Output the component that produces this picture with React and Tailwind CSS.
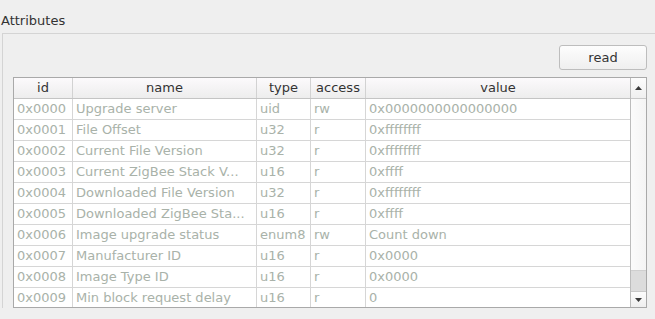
import React from 'react';

const rows = [
    ['0x0000', 'Upgrade server', 'uid', 'rw', '0x0000000000000000'],
    ['0x0001', 'File Offset', 'u32', 'r', '0xffffffff'],
    ['0x0002', 'Current File Version', 'u32', 'r', '0xffffffff'],
    ['0x0003', 'Current ZigBee Stack V...', 'u16', 'r', '0xffff'],
    ['0x0004', 'Downloaded File Version', 'u32', 'r', '0xffffffff'],
    ['0x0005', 'Downloaded ZigBee Sta...', 'u16', 'r', '0xffff'],
    ['0x0006', 'Image upgrade status', 'enum8', 'rw', 'Count down'],
    ['0x0007', 'Manufacturer ID', 'u16', 'r', '0x0000'],
    ['0x0008', 'Image Type ID', 'u16', 'r', '0x0000'],
    ['0x0009', 'Min block request delay', 'u16', 'r', '0'],
];

const cols = ['w-[59px]', 'w-[184px]', 'w-[54px]', 'w-[55px]'];
const heads = ['id', 'name', 'type', 'access'];

const App = () => {
    return (
        <div className="w-[655px] h-[319px] overflow-hidden bg-[#efefef] font-['DejaVu_Sans',sans-serif] text-[13px] text-[#333333]">
            <div className="h-[33px] pl-[1px] pt-[12px] leading-[17px]">Attributes</div>

            {/* group box */}
            <div className="ml-[2px] w-[700px] border-l border-t border-[#d4d4d4] pt-[11px] pl-[10px]">
                <div className="w-[634px] flex justify-end">
                    <button className="w-[88px] h-[25px] rounded-[3px] border border-[#bdbdbd] bg-gradient-to-b from-[#fdfdfd] to-[#efefef] text-[13px] text-[#333333] leading-none">
                        read
                    </button>
                </div>

                <div className="mt-[7px] w-[634px] h-[231px] border border-[#a9a9a9] flex overflow-hidden">
                    <div className="flex-1 flex flex-col overflow-hidden">
                        {/* header */}
                        <div className="flex h-[21px] shrink-0 border-b border-[#c4c4c4] bg-gradient-to-b from-[#fcfafc] to-[#ededed] leading-[20px]">
                            {heads.map((h, i) => (
                                <div key={h} className={`${cols[i]} shrink-0 border-r border-[#d2d2d2] text-center`}>{h}</div>
                            ))}
                            <div className="flex-1 text-center">value</div>
                        </div>
                        {/* body */}
                        <div className="flex-1 overflow-hidden bg-white">
                            {rows.map((r) => (
                                <div key={r[0]} className="flex h-[21px] border-b border-[#d6d6d6] leading-[20px] text-[#a9b2a9] whitespace-nowrap">
                                    {r.slice(0, 4).map((c, i) => (
                                        <div key={i} className={`${cols[i]} shrink-0 border-r border-[#d6d6d6] pl-[3px] overflow-hidden`}>{c}</div>
                                    ))}
                                    <div className="flex-1 pl-[3px]">{r[4]}</div>
                                </div>
                            ))}
                        </div>
                    </div>

                    {/* scrollbar */}
                    <div className="w-[16px] shrink-0 border-l border-[#bcbcbc] flex flex-col bg-[#dcdcdc]">
                        <div className="h-[21px] shrink-0 border-b border-[#c8c8c8] bg-gradient-to-b from-[#fcfcfc] to-[#efefef] flex items-center justify-center">
                            <svg width="7" height="4" viewBox="0 0 7 4"><path d="M3.5 0 L7 4 L0 4 Z" fill="#3a3a3a" /></svg>
                        </div>
                        <div className="h-[172px] shrink-0 bg-gradient-to-r from-[#fbfbfb] to-[#f4f4f4] border-b border-[#cfcfcf]" />
                        <div className="flex-1" />
                        <div className="h-[16px] shrink-0 border-t border-[#c8c8c8] bg-gradient-to-b from-[#fcfcfc] to-[#efefef] flex items-center justify-center">
                            <svg width="7" height="4" viewBox="0 0 7 4"><path d="M0 0 L7 0 L3.5 4 Z" fill="#3a3a3a" /></svg>
                        </div>
                    </div>
                </div>
            </div>
        </div>
    );
};

export default App;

========================================================================

WHAT YOU WILL DO: Pictures are excluded; extract exactly the lines from the start of the data through the line that holds "import React from 'react';", both ends included.

OUTPUT OF THE EXERCISE:
Output the component that produces this picture with React and Tailwind CSS.
import React from 'react';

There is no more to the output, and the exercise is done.